[start of Records supplied]
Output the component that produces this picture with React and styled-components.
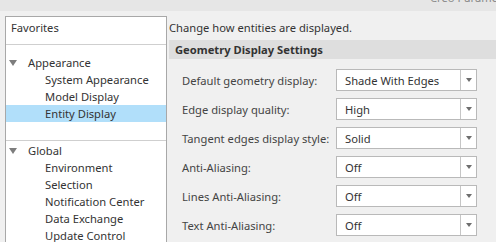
import React from "react";
import styled, { createGlobalStyle } from "styled-components";

const GlobalStyle = createGlobalStyle`
  html, body {
    margin: 0;
    padding: 0;
    width: 496px;
    height: 242px;
    overflow: hidden;
    background: #f0f0f0;
    font-family: "Segoe UI", "Noto Sans", "Liberation Sans", sans-serif;
    font-size: 11.2px;
    color: #333;
  }
`;

const Window = styled.div`
  display: flex;
  flex-direction: column;
  width: 496px;
  height: 242px;
`;

const TitleBar = styled.div`
  height: 11px;
  background: #e6e6e6;
  overflow: hidden;
  display: flex;
  padding-left: 430px;
`;

const TitleText = styled.span`
  margin-top: -11px;
  line-height: 17px;
  color: #8a8a8a;
  white-space: nowrap;
`;

const Main = styled.div`
  flex: 1;
  display: flex;
  padding: 5px 0 0 5px;
  min-height: 0;
`;

const Sidebar = styled.div`
  width: 160px;
  background: #fff;
  border: 1px solid #a8a8a8;
  border-bottom: none;
  padding-top: 2px;
`;

const TreeItem = styled.div`
  display: flex;
  align-items: center;
  height: 17px;
  padding-left: ${(p) => p.indent}px;
  background: ${(p) => (p.selected ? "#b1dffa" : "transparent")};
  color: #333;
  white-space: nowrap;
`;

const Divider = styled.div`
  height: 1px;
  background: #cfcfcf;
  margin: ${(p) => p.top}px 0 ${(p) => p.bottom}px;
`;

const Caret = styled.span`
  width: 0;
  height: 0;
  border-left: 4px solid transparent;
  border-right: 4px solid transparent;
  border-top: 6px solid #7d7d7d;
  margin: 1px 11px 0 3px;
`;

const Content = styled.div`
  flex: 1;
  display: flex;
  flex-direction: column;
  padding-left: 2px;
`;

const Intro = styled.div`
  height: 22px;
  display: flex;
  align-items: center;
  color: #333;
  margin-bottom: 2px;
`;

const SectionHeader = styled.div`
  height: 19px;
  display: flex;
  align-items: center;
  background: #dedede;
  padding-left: 6px;
  font-weight: bold;
  color: #333;
  margin-bottom: 10px;
`;

const Rows = styled.div`
  display: flex;
  flex-direction: column;
  gap: 7px;
  padding-left: 13px;
`;

const Row = styled.div`
  display: flex;
  align-items: center;
  height: 22px;
`;

const Label = styled.span`
  width: 154px;
  color: #444;
  white-space: nowrap;
`;

const Select = styled.div`
  width: 139px;
  height: 20px;
  display: flex;
  background: #fff;
  border: 1px solid #b9b9b9;
`;

const SelectValue = styled.span`
  flex: 1;
  display: flex;
  align-items: center;
  padding-left: 8px;
  color: #333;
`;

const SelectArrow = styled.span`
  width: 15px;
  border-left: 1px solid #c6c6c6;
  display: flex;
  align-items: center;
  justify-content: center;

  &::after {
    content: "";
    border-left: 3.5px solid transparent;
    border-right: 3.5px solid transparent;
    border-top: 4px solid #6e6e6e;
  }
`;

const settings = [
  ["Default geometry display:", "Shade With Edges"],
  ["Edge display quality:", "High"],
  ["Tangent edges display style:", "Solid"],
  ["Anti-Aliasing:", "Off"],
  ["Lines Anti-Aliasing:", "Off"],
  ["Text Anti-Aliasing:", "Off"],
];

export default function App() {
  return (
    <>
      <GlobalStyle />
      <Window>
        <TitleBar>
          <TitleText>Creo Parametric</TitleText>
        </TitleBar>
        <Main>
          <Sidebar>
            <TreeItem indent={5}>Favorites</TreeItem>
            <Divider top={8} bottom={9} />
            <TreeItem indent={0}>
              <Caret />
              Appearance
            </TreeItem>
            <TreeItem indent={39}>System Appearance</TreeItem>
            <TreeItem indent={39}>Model Display</TreeItem>
            <TreeItem indent={39} selected>
              Entity Display
            </TreeItem>
            <Divider top={18} bottom={1} />
            <TreeItem indent={0}>
              <Caret />
              Global
            </TreeItem>
            <TreeItem indent={39}>Environment</TreeItem>
            <TreeItem indent={39}>Selection</TreeItem>
            <TreeItem indent={39}>Notification Center</TreeItem>
            <TreeItem indent={39}>Data Exchange</TreeItem>
            <TreeItem indent={39}>Update Control</TreeItem>
          </Sidebar>
          <Content>
            <Intro>Change how entities are displayed.</Intro>
            <SectionHeader>Geometry Display Settings</SectionHeader>
            <Rows>
              {settings.map(([label, value]) => (
                <Row key={label}>
                  <Label>{label}</Label>
                  <Select>
                    <SelectValue>{value}</SelectValue>
                    <SelectArrow />
                  </Select>
                </Row>
              ))}
            </Rows>
          </Content>
        </Main>
      </Window>
    </>
  );
}
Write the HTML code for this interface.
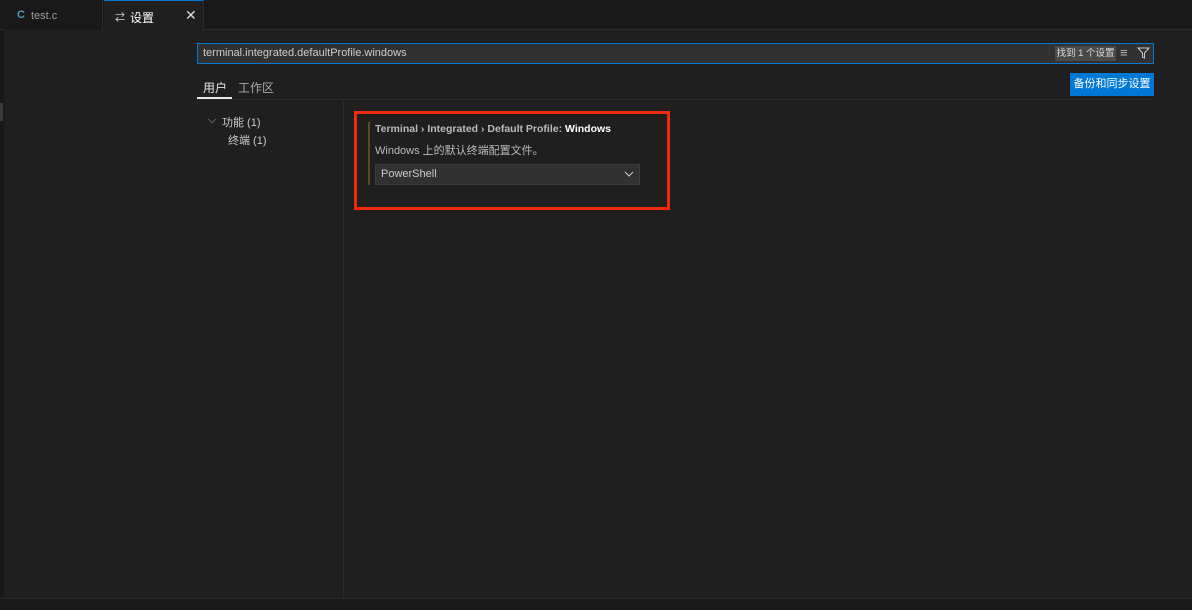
<!DOCTYPE html>
<html><head><meta charset="utf-8"><style>
*{margin:0;padding:0;box-sizing:border-box}
body{width:1192px;height:610px;background:#1f1f1f;font-family:"Liberation Sans","Noto Sans CJK SC",sans-serif;font-size:11px;color:#ccc;position:relative;overflow:hidden}
.a{position:absolute;white-space:nowrap}
</style></head><body>
<div class="a" style="left:0;top:0;width:1192px;height:30px;background:#181818;border-bottom:1px solid #2b2b2b"></div>
<div class="a" style="left:0;top:30px;width:4px;height:568px;background:#181818"></div>
<div class="a" style="left:0;top:103px;width:3px;height:18px;background:#3a3a3a"></div>
<div class="a" style="left:4px;top:0;width:99px;height:30px;background:#181818;border-right:1px solid #2b2b2b"></div>
<div class="a" style="left:17px;top:9px;color:#519aba;font-weight:bold;font-size:11px">C</div>
<div class="a" style="left:31px;top:10px;color:#9d9d9d">test.c</div>
<div class="a" style="left:104px;top:0;width:100px;height:31px;background:#1f1f1f;border-top:1px solid #0078d4;border-right:1px solid #2b2b2b"></div>
<div class="a" style="left:115px;top:9px;color:#ddd;font-size:10px">⇄</div>
<div class="a" style="left:130px;top:9px;color:#fff;font-size:12px">设置</div>
<div class="a" style="left:185px;top:7px;color:#ddd;font-size:14px">✕</div>

<div class="a" style="left:197px;top:43px;width:957px;height:21px;background:#313131;border:1px solid #0078d4"></div>
<div class="a" style="left:203px;top:47px;color:#ccc">terminal.integrated.defaultProfile.windows</div>
<div class="a" style="left:1055px;top:46px;width:61px;height:15px;background:#4a4a4a;color:#ddd;font-size:9.5px;line-height:15px;text-align:center">找到 1 个设置</div>
<div class="a" style="left:1120px;top:45px;color:#bbb;font-size:13px">≡</div>
<svg class="a" style="left:1137px;top:47px" width="13" height="12" viewBox="0 0 13 12"><path d="M1 1H12L7.5 6V11L5.5 10V6Z" fill="none" stroke="#ccc"/></svg>

<div class="a" style="left:203px;top:79px;color:#e7e7e7;font-size:12px">用户</div>
<div class="a" style="left:197px;top:97px;width:35px;height:2px;background:#e7e7e7"></div>
<div class="a" style="left:238px;top:79px;color:#aaa;font-size:12px">工作区</div>
<div class="a" style="left:197px;top:99px;width:957px;height:1px;background:#2b2b2b"></div>
<div class="a" style="left:1070px;top:73px;width:84px;height:23px;background:#0078d4;color:#fff;line-height:23px;text-align:center;font-size:11px">备份和同步设置</div>

<div class="a" style="left:208px;top:114px;color:#aaa">⌵</div>
<div class="a" style="left:222px;top:114px;color:#ccc">功能 (1)</div>
<div class="a" style="left:228px;top:132px;color:#ccc">终端 (1)</div>
<div class="a" style="left:343px;top:100px;width:1px;height:498px;background:#2b2b2b"></div>

<div class="a" style="left:354px;top:111px;width:316px;height:99px;border:3px solid #f02a0c"></div>
<div class="a" style="left:368px;top:122px;width:2px;height:63px;background:#5b4a2a"></div>
<div class="a" style="left:375px;top:123px;color:#bbb;font-weight:bold;font-size:10.5px">Terminal › Integrated › Default Profile: <span style="color:#fff">Windows</span></div>
<div class="a" style="left:375px;top:142px;color:#bbb;font-size:11px">Windows 上的默认终端配置文件。</div>
<div class="a" style="left:375px;top:164px;width:265px;height:21px;background:#313131;border:1px solid #3c3c3c;color:#ccc;font-size:11px;line-height:19px;padding-left:5px">PowerShell</div>
<svg class="a" style="left:624px;top:171px" width="10" height="6"><path d="M1 1L5 5L9 1" fill="none" stroke="#ccc"/></svg>

<div class="a" style="left:0;top:598px;width:1192px;height:12px;background:#181818;border-top:1px solid #2b2b2b"></div>
</body></html>
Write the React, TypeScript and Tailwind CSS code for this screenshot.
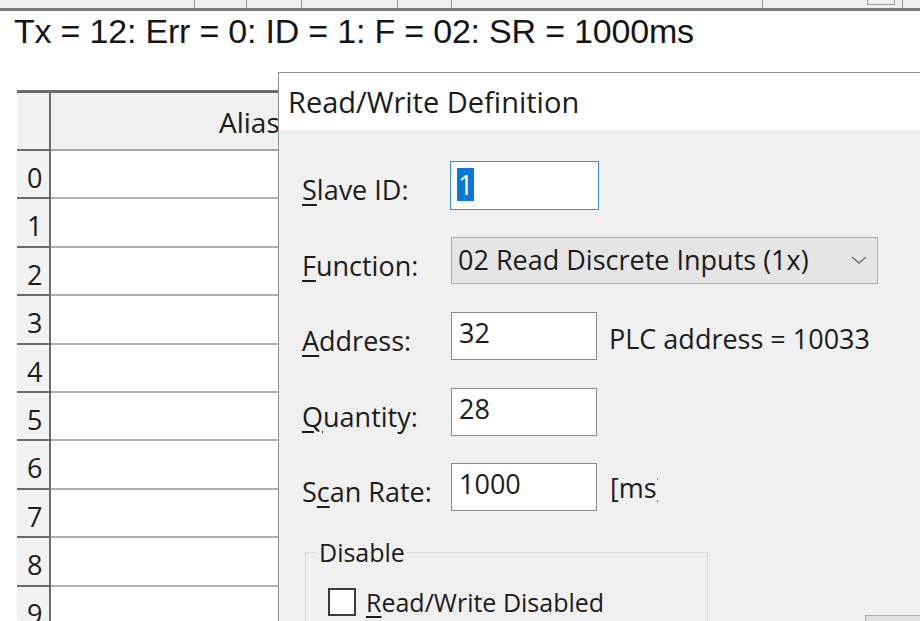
[end of Records supplied]
Show the lines where the word "this" appears in the entries.

Output the component that produces this picture with React and styled-components.
Write the HTML code for this interface.
Write the React, TypeScript and Tailwind CSS code for this screenshot.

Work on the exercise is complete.